(Extracted records)
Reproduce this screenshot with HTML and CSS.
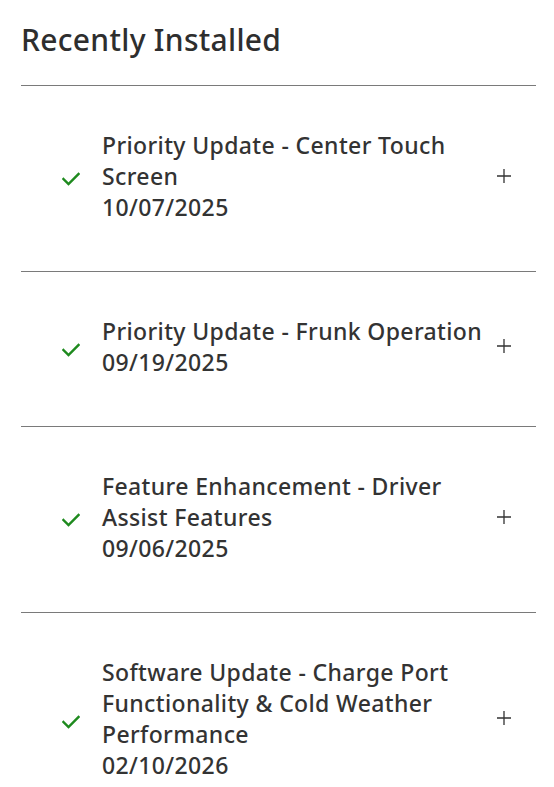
FILE: index.html
```html
<!DOCTYPE html>
<html lang="en">
<head>
<meta charset="utf-8">
<link rel="stylesheet" href="styles.css">
</head>
<body>
<main class="panel">
  <h1 class="title">Recently Installed</h1>
  <ul class="list">
    <li class="item">
      <svg class="check" viewBox="0 0 18 14" aria-hidden="true"><polyline points="1.5,7 6.5,12 16.5,2"/></svg>
      <div class="text">
        <div class="name">Priority Update - Center Touch Screen</div>
        <div class="date">10/07/2025</div>
      </div>
      <svg class="plus" viewBox="0 0 16 16" aria-hidden="true"><path d="M8 1v14M1 8h14"/></svg>
    </li>
    <li class="item">
      <svg class="check" viewBox="0 0 18 14" aria-hidden="true"><polyline points="1.5,7 6.5,12 16.5,2"/></svg>
      <div class="text">
        <div class="name">Priority Update - Frunk Operation</div>
        <div class="date">09/19/2025</div>
      </div>
      <svg class="plus" viewBox="0 0 16 16" aria-hidden="true"><path d="M8 1v14M1 8h14"/></svg>
    </li>
    <li class="item">
      <svg class="check" viewBox="0 0 18 14" aria-hidden="true"><polyline points="1.5,7 6.5,12 16.5,2"/></svg>
      <div class="text">
        <div class="name">Feature Enhancement - Driver Assist Features</div>
        <div class="date">09/06/2025</div>
      </div>
      <svg class="plus" viewBox="0 0 16 16" aria-hidden="true"><path d="M8 1v14M1 8h14"/></svg>
    </li>
    <li class="item">
      <svg class="check" viewBox="0 0 18 14" aria-hidden="true"><polyline points="1.5,7 6.5,12 16.5,2"/></svg>
      <div class="text">
        <div class="name">Software Update - Charge Port Functionality &amp; Cold Weather Performance</div>
        <div class="date">02/10/2026</div>
      </div>
      <svg class="plus" viewBox="0 0 16 16" aria-hidden="true"><path d="M8 1v14M1 8h14"/></svg>
    </li>
  </ul>
</main>
</body>
</html>
```

FILE: styles.css
```css
html, body {
  margin: 0;
  padding: 0;
  background: #ffffff;
}
body {
  font-family: "Noto Sans", "Open Sans", sans-serif;
  color: #333333;
}
.panel {
  width: 515px;
  padding: 0 0 0 21px;
}
.title {
  margin: 0;
  padding: 20px 0 25px;
  font-size: 30px;
  line-height: 40px;
  font-weight: 500;
  letter-spacing: 0.3px;
  color: #2e2e2e;
  border-bottom: 1px solid #7a7a7a;
}
.list {
  list-style: none;
  margin: 0;
  padding: 0;
}
.item {
  display: flex;
  align-items: center;
  padding: 44px 0 48px;
  border-bottom: 1px solid #7a7a7a;
}
.check {
  flex: none;
  width: 18px;
  height: 14px;
  margin-left: 41px;
  margin-right: 22px;
  margin-top: 5px;
  fill: none;
  stroke: #1e8a1e;
  stroke-width: 2.4;
  stroke-linecap: square;
}
.text {
  flex: 1;
  font-size: 23px;
  line-height: 31px;
  font-weight: 500;
  letter-spacing: 0.37px;
  color: #333333;
  padding-right: 10px;
}
.plus {
  flex: none;
  width: 16px;
  height: 16px;
  margin-right: 24px;
  margin-top: -2px;
  fill: none;
  stroke: #333333;
  stroke-width: 1.3;
}
```
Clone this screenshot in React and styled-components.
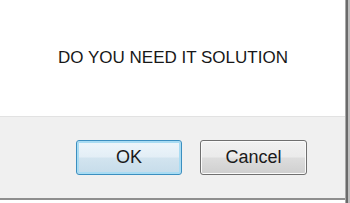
import React from "react";
import styled, { createGlobalStyle } from "styled-components";

const Global = createGlobalStyle`
  html, body { margin: 0; padding: 0; background: #ffffff; }
  body { width: 350px; height: 203px; overflow: hidden; }
`;

const Frame = styled.div`
  width: 350px;
  height: 203px;
  display: flex;
  background: #ffffff;
`;

const Dialog = styled.div`
  width: 345px;
  height: 203px;
  display: flex;
  flex-direction: column;
  font-family: "Liberation Sans", Arial, sans-serif;
`;

const Edge = styled.div`
  width: 5px;
  height: 203px;
  background: linear-gradient(to right, #a8a8a8 0, #a8a8a8 1px, #6a6a6a 1px, #6a6a6a 3px, #bdbdbd 3px);
`;

const Body = styled.div`
  height: 117px;
  display: flex;
  align-items: center;
  justify-content: center;
  padding-bottom: 1px;
  box-sizing: border-box;
  background: #ffffff;
  border-bottom: 1px solid #e2e2e2;
`;

const Message = styled.div`
  font-size: 17px;
  color: #181818;
  margin-left: 1px;
`;

const Footer = styled.div`
  height: 83px;
  background: #f0f0f0;
  display: flex;
  align-items: flex-start;
  justify-content: flex-end;
  gap: 18px;
  padding: 23px 38px 0 0;
  box-sizing: border-box;
  border-bottom: 2px solid #8e8e8e;
`;

const Button = styled.button`
  width: ${(p) => p.$w}px;
  height: 35px;
  box-sizing: border-box;
  border-radius: 3px;
  font-family: "Liberation Sans", Arial, sans-serif;
  font-size: 18px;
  color: #1a1a1a;
  padding: 0;
  display: flex;
  align-items: center;
  justify-content: center;
  border: 1px solid ${(p) => (p.$primary ? "#3b8fc0" : "#707070")};
  background: ${(p) =>
    p.$primary
      ? "linear-gradient(to bottom, #eef6fb 0%, #e3eef6 48%, #d2e4ef 52%, #c6dcea 100%)"
      : "linear-gradient(to bottom, #f2f2f2 0%, #ebebeb 48%, #dddddd 52%, #cfcfcf 100%)"};
  box-shadow: inset 0 0 0 ${(p) => (p.$primary ? "2px #a9dcf3" : "1px #fbfbfb")};
`;

export default function App() {
  return (
    <>
      <Global />
      <Frame>
        <Dialog>
          <Body>
            <Message>DO YOU NEED IT SOLUTION</Message>
          </Body>
          <Footer>
            <Button $primary $w={106}>OK</Button>
            <Button $w={107}>Cancel</Button>
          </Footer>
        </Dialog>
        <Edge />
      </Frame>
    </>
  );
}
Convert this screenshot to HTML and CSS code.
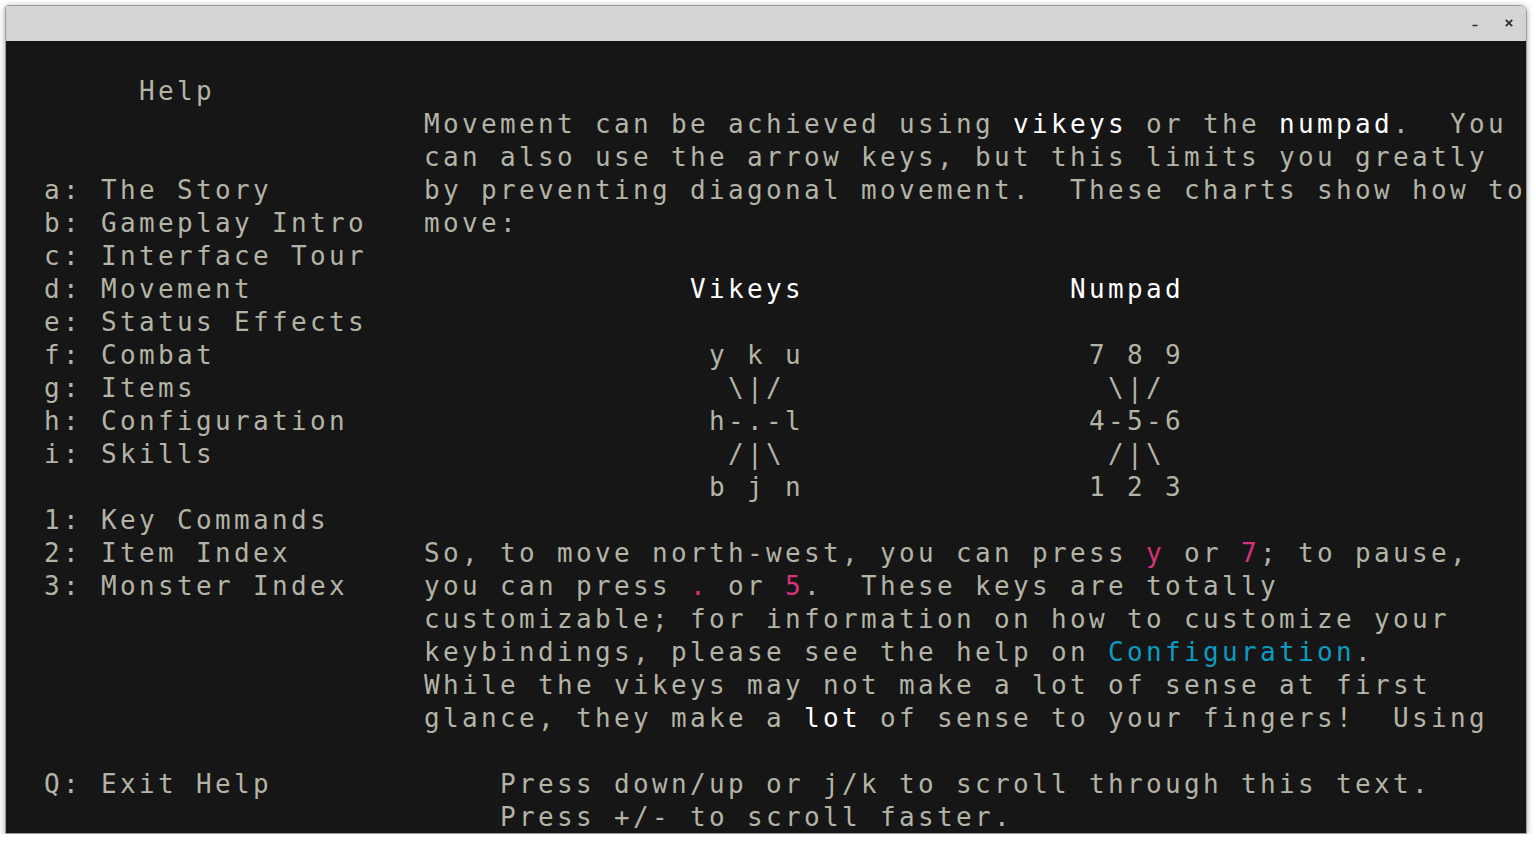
FILE: index.html
```html
<!DOCTYPE html>
<html>
<head>
<meta charset="utf-8">
<title>Help</title>
<link rel="stylesheet" href="styles.css">
</head>
<body>
<div class="window">
  <div class="titlebar">
    <button class="tb-btn" aria-label="Minimize">
      <svg width="10" height="10" viewBox="0 0 10 10"><path d="M2.5 7.5h5" stroke="#2e2e2e" stroke-width="1.6"/></svg>
    </button>
    <button class="tb-btn" aria-label="Close">
      <svg width="10" height="10" viewBox="0 0 10 10"><path d="M1.8 1.8l6.4 6.4M8.2 1.8l-6.4 6.4" stroke="#2e2e2e" stroke-width="1.8"/></svg>
    </button>
  </div>
  <div class="term">
    <div class="main">
      <nav class="nav">
        <div class="line"></div>
        <div class="line title">Help</div>
        <div class="line"></div>
        <div class="line"></div>
        <div class="line">a: The Story</div>
        <div class="line">b: Gameplay Intro</div>
        <div class="line">c: Interface Tour</div>
        <div class="line">d: Movement</div>
        <div class="line">e: Status Effects</div>
        <div class="line">f: Combat</div>
        <div class="line">g: Items</div>
        <div class="line">h: Configuration</div>
        <div class="line">i: Skills</div>
        <div class="line"></div>
        <div class="line">1: Key Commands</div>
        <div class="line">2: Item Index</div>
        <div class="line">3: Monster Index</div>
      </nav>
      <section class="page">
        <div class="line"></div>
        <div class="line"></div>
        <div class="line">Movement can be achieved using <b class="hi">vikeys</b> or the <b class="hi">numpad</b>.  You</div>
        <div class="line">can also use the arrow keys, but this limits you greatly</div>
        <div class="line">by preventing diagonal movement.  These charts show how to</div>
        <div class="line">move:</div>
        <div class="line"></div>
        <div class="charts">
          <div class="chart">
            <div class="line head hi">Vikeys</div>
            <div class="line"></div>
            <div class="line"> y k u</div>
            <div class="line">  \|/</div>
            <div class="line"> h-.-l</div>
            <div class="line">  /|\</div>
            <div class="line"> b j n</div>
          </div>
          <div class="chart">
            <div class="line head hi">Numpad</div>
            <div class="line"></div>
            <div class="line"> 7 8 9</div>
            <div class="line">  \|/</div>
            <div class="line"> 4-5-6</div>
            <div class="line">  /|\</div>
            <div class="line"> 1 2 3</div>
          </div>
        </div>
        <div class="line"></div>
        <div class="line">So, to move north-west, you can press <span class="key">y</span> or <span class="key">7</span>; to pause,</div>
        <div class="line">you can press <span class="key">.</span> or <span class="key">5</span>.  These keys are totally</div>
        <div class="line">customizable; for information on how to customize your</div>
        <div class="line">keybindings, please see the help on <span class="link">Configuration</span>.</div>
        <div class="line">While the vikeys may not make a lot of sense at first</div>
        <div class="line">glance, they make a <b class="hi">lot</b> of sense to your fingers!  Using</div>
      </section>
    </div>
    <footer class="footer">
      <div class="exit">
        <div class="line">Q: Exit Help</div>
      </div>
      <div class="hints">
        <div class="line">Press down/up or j/k to scroll through this text.</div>
        <div class="line">Press +/- to scroll faster.</div>
      </div>
    </footer>
  </div>
</div>
</body>
</html>
```
FILE: styles.css
```css
html, body {
  margin: 0;
  padding: 0;
  background: #ffffff;
}
body {
  padding: 5px 0 0 5px;
}
.window {
  width: 1520px;
  border: 1px solid #9a9a9a;
  border-radius: 3px 7px 0 0;
  overflow: hidden;
  box-shadow: 0 1px 6px rgba(0, 0, 0, 0.35);
}
.titlebar {
  height: 35px;
  background: #d4d4d4;
  display: flex;
  justify-content: flex-end;
  align-items: center;
  gap: 22px;
  padding-right: 11px;
  box-sizing: border-box;
}
.tb-btn {
  width: 12px;
  height: 12px;
  padding: 0;
  border: 0;
  background: transparent;
  display: flex;
  align-items: center;
  justify-content: center;
  margin-top: -2px;
}
.term {
  background: #161616;
  height: 792px;
  box-sizing: border-box;
  padding-top: 1px;
  color: #b3b3a6;
  font-family: "DejaVu Sans Mono", monospace;
  font-size: 26px;
  letter-spacing: 3.347px;
  display: flex;
  flex-direction: column;
}
.line {
  height: 33px;
  line-height: 33px;
  white-space: pre;
}
.main {
  display: flex;
  height: 726px;
  flex: none;
}
.nav {
  width: 380px;
  padding-left: 38px;
}
.nav .title {
  padding-left: 95px;
}
.page {
  flex: 1;
}
.charts {
  display: flex;
  padding-left: 266px;
  gap: 266px;
}
.chart {
  width: 114px;
}
b {
  font-weight: normal;
}
.hi {
  color: #ffffff;
}
.key {
  color: #d8317b;
}
.link {
  color: #0a9cc3;
}
.footer {
  display: flex;
}
.exit {
  width: 456px;
  padding-left: 38px;
}
.hints {
  flex: 1;
}
```
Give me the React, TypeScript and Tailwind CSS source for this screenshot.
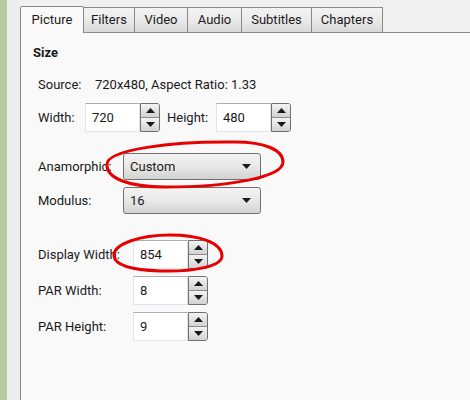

▸ **Work to be completed**
Check each line of the records above for the string "components", and report every line that has it.

▸ **Answer to the exercise**
Clone this screenshot in React and styled-components.
import styled, { createGlobalStyle } from "styled-components";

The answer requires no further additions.